Data:
◇ ◇ ◇
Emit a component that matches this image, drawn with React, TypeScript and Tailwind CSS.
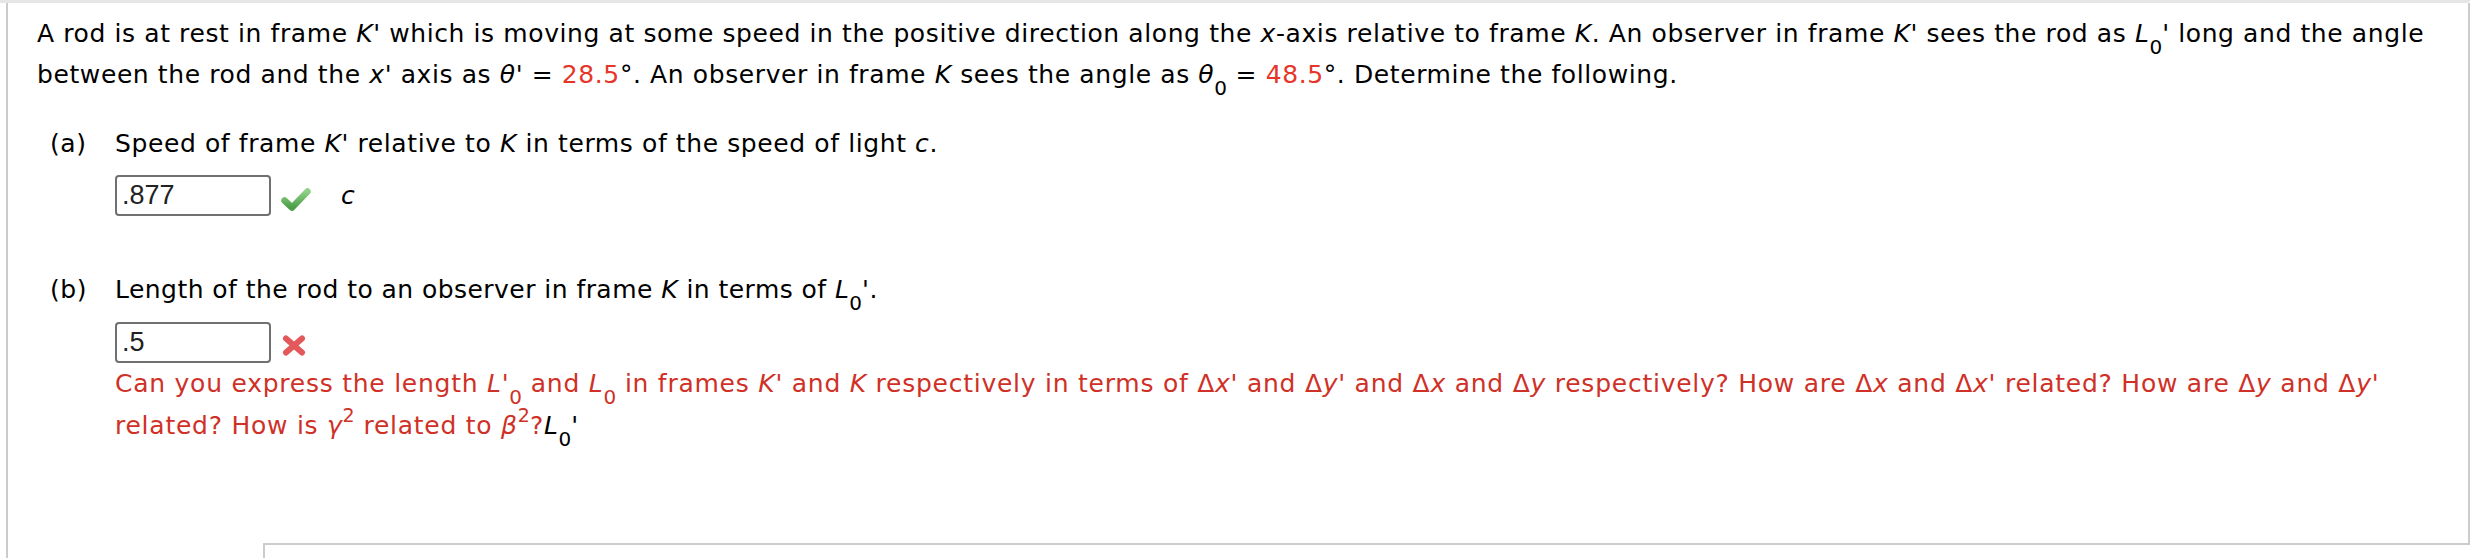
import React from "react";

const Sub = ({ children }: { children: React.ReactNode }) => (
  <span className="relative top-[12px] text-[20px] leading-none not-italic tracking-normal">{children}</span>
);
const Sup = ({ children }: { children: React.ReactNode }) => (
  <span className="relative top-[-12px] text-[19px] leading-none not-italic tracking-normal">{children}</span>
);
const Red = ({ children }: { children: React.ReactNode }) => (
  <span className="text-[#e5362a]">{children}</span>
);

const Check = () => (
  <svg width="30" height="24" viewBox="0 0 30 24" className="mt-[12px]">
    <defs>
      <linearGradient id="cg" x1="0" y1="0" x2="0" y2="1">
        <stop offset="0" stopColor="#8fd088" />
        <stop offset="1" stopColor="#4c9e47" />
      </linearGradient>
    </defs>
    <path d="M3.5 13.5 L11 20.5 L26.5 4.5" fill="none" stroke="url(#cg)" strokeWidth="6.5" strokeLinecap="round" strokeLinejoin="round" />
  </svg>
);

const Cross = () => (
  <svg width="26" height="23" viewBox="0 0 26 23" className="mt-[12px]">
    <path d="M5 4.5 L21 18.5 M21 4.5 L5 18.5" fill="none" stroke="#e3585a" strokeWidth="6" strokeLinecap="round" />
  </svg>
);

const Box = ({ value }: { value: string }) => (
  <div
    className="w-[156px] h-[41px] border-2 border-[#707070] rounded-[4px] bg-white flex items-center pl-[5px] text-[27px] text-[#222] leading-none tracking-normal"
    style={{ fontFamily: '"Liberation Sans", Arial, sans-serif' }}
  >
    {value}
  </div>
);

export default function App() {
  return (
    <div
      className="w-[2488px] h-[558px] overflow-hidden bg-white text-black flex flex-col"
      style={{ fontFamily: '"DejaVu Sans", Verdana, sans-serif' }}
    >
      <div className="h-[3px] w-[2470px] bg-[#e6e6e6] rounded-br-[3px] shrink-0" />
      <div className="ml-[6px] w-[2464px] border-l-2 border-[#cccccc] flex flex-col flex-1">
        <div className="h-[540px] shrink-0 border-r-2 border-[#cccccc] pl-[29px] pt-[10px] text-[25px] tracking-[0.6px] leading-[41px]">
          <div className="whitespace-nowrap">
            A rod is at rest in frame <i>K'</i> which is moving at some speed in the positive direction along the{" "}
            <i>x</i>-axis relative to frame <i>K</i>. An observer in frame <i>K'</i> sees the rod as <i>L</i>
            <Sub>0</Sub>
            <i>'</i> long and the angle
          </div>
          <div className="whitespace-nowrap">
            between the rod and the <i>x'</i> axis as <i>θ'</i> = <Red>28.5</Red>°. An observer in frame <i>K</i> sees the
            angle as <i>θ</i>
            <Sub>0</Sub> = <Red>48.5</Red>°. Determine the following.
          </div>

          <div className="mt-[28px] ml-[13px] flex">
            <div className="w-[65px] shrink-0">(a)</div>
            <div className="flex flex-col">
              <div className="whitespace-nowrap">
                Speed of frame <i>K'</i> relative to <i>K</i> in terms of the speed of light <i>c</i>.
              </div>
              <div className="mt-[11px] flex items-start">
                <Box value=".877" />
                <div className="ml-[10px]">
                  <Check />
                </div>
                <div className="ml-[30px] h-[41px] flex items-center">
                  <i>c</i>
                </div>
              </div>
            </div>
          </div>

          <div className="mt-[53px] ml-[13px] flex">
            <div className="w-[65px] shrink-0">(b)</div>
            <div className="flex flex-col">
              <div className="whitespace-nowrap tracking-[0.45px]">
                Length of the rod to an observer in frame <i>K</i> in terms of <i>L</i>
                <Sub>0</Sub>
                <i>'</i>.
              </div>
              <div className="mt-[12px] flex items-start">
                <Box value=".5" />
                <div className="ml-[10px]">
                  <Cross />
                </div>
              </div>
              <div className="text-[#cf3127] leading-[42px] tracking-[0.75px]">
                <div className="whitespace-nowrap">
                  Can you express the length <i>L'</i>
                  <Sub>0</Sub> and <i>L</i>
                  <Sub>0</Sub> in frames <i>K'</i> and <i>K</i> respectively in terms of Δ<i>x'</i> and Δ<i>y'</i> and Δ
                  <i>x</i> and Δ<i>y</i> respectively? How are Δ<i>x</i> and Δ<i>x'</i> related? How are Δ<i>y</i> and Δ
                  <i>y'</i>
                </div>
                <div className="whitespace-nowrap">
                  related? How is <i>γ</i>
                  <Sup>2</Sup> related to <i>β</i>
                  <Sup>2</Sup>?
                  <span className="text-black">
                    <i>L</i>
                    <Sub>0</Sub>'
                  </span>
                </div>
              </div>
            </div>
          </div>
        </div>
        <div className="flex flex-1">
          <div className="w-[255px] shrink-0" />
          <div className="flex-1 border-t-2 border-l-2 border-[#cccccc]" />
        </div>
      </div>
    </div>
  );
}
◇ ◇ ◇
Goal:
Please write out all of the material above without changing a word, and omit any pictures.

Answer:
Emit a component that matches this image, drawn with React, TypeScript and Tailwind CSS.
import React from "react";

const Sub = ({ children }: { children: React.ReactNode }) => (
  <span className="relative top-[12px] text-[20px] leading-none not-italic tracking-normal">{children}</span>
);
const Sup = ({ children }: { children: React.ReactNode }) => (
  <span className="relative top-[-12px] text-[19px] leading-none not-italic tracking-normal">{children}</span>
);
const Red = ({ children }: { children: React.ReactNode }) => (
  <span className="text-[#e5362a]">{children}</span>
);

const Check = () => (
  <svg width="30" height="24" viewBox="0 0 30 24" className="mt-[12px]">
    <defs>
      <linearGradient id="cg" x1="0" y1="0" x2="0" y2="1">
        <stop offset="0" stopColor="#8fd088" />
        <stop offset="1" stopColor="#4c9e47" />
      </linearGradient>
    </defs>
    <path d="M3.5 13.5 L11 20.5 L26.5 4.5" fill="none" stroke="url(#cg)" strokeWidth="6.5" strokeLinecap="round" strokeLinejoin="round" />
  </svg>
);

const Cross = () => (
  <svg width="26" height="23" viewBox="0 0 26 23" className="mt-[12px]">
    <path d="M5 4.5 L21 18.5 M21 4.5 L5 18.5" fill="none" stroke="#e3585a" strokeWidth="6" strokeLinecap="round" />
  </svg>
);

const Box = ({ value }: { value: string }) => (
  <div
    className="w-[156px] h-[41px] border-2 border-[#707070] rounded-[4px] bg-white flex items-center pl-[5px] text-[27px] text-[#222] leading-none tracking-normal"
    style={{ fontFamily: '"Liberation Sans", Arial, sans-serif' }}
  >
    {value}
  </div>
);

export default function App() {
  return (
    <div
      className="w-[2488px] h-[558px] overflow-hidden bg-white text-black flex flex-col"
      style={{ fontFamily: '"DejaVu Sans", Verdana, sans-serif' }}
    >
      <div className="h-[3px] w-[2470px] bg-[#e6e6e6] rounded-br-[3px] shrink-0" />
      <div className="ml-[6px] w-[2464px] border-l-2 border-[#cccccc] flex flex-col flex-1">
        <div className="h-[540px] shrink-0 border-r-2 border-[#cccccc] pl-[29px] pt-[10px] text-[25px] tracking-[0.6px] leading-[41px]">
          <div className="whitespace-nowrap">
            A rod is at rest in frame <i>K'</i> which is moving at some speed in the positive direction along the{" "}
            <i>x</i>-axis relative to frame <i>K</i>. An observer in frame <i>K'</i> sees the rod as <i>L</i>
            <Sub>0</Sub>
            <i>'</i> long and the angle
          </div>
          <div className="whitespace-nowrap">
            between the rod and the <i>x'</i> axis as <i>θ'</i> = <Red>28.5</Red>°. An observer in frame <i>K</i> sees the
            angle as <i>θ</i>
            <Sub>0</Sub> = <Red>48.5</Red>°. Determine the following.
          </div>

          <div className="mt-[28px] ml-[13px] flex">
            <div className="w-[65px] shrink-0">(a)</div>
            <div className="flex flex-col">
              <div className="whitespace-nowrap">
                Speed of frame <i>K'</i> relative to <i>K</i> in terms of the speed of light <i>c</i>.
              </div>
              <div className="mt-[11px] flex items-start">
                <Box value=".877" />
                <div className="ml-[10px]">
                  <Check />
                </div>
                <div className="ml-[30px] h-[41px] flex items-center">
                  <i>c</i>
                </div>
              </div>
            </div>
          </div>

          <div className="mt-[53px] ml-[13px] flex">
            <div className="w-[65px] shrink-0">(b)</div>
            <div className="flex flex-col">
              <div className="whitespace-nowrap tracking-[0.45px]">
                Length of the rod to an observer in frame <i>K</i> in terms of <i>L</i>
                <Sub>0</Sub>
                <i>'</i>.
              </div>
              <div className="mt-[12px] flex items-start">
                <Box value=".5" />
                <div className="ml-[10px]">
                  <Cross />
                </div>
              </div>
              <div className="text-[#cf3127] leading-[42px] tracking-[0.75px]">
                <div className="whitespace-nowrap">
                  Can you express the length <i>L'</i>
                  <Sub>0</Sub> and <i>L</i>
                  <Sub>0</Sub> in frames <i>K'</i> and <i>K</i> respectively in terms of Δ<i>x'</i> and Δ<i>y'</i> and Δ
                  <i>x</i> and Δ<i>y</i> respectively? How are Δ<i>x</i> and Δ<i>x'</i> related? How are Δ<i>y</i> and Δ
                  <i>y'</i>
                </div>
                <div className="whitespace-nowrap">
                  related? How is <i>γ</i>
                  <Sup>2</Sup> related to <i>β</i>
                  <Sup>2</Sup>?
                  <span className="text-black">
                    <i>L</i>
                    <Sub>0</Sub>'
                  </span>
                </div>
              </div>
            </div>
          </div>
        </div>
        <div className="flex flex-1">
          <div className="w-[255px] shrink-0" />
          <div className="flex-1 border-t-2 border-l-2 border-[#cccccc]" />
        </div>
      </div>
    </div>
  );
}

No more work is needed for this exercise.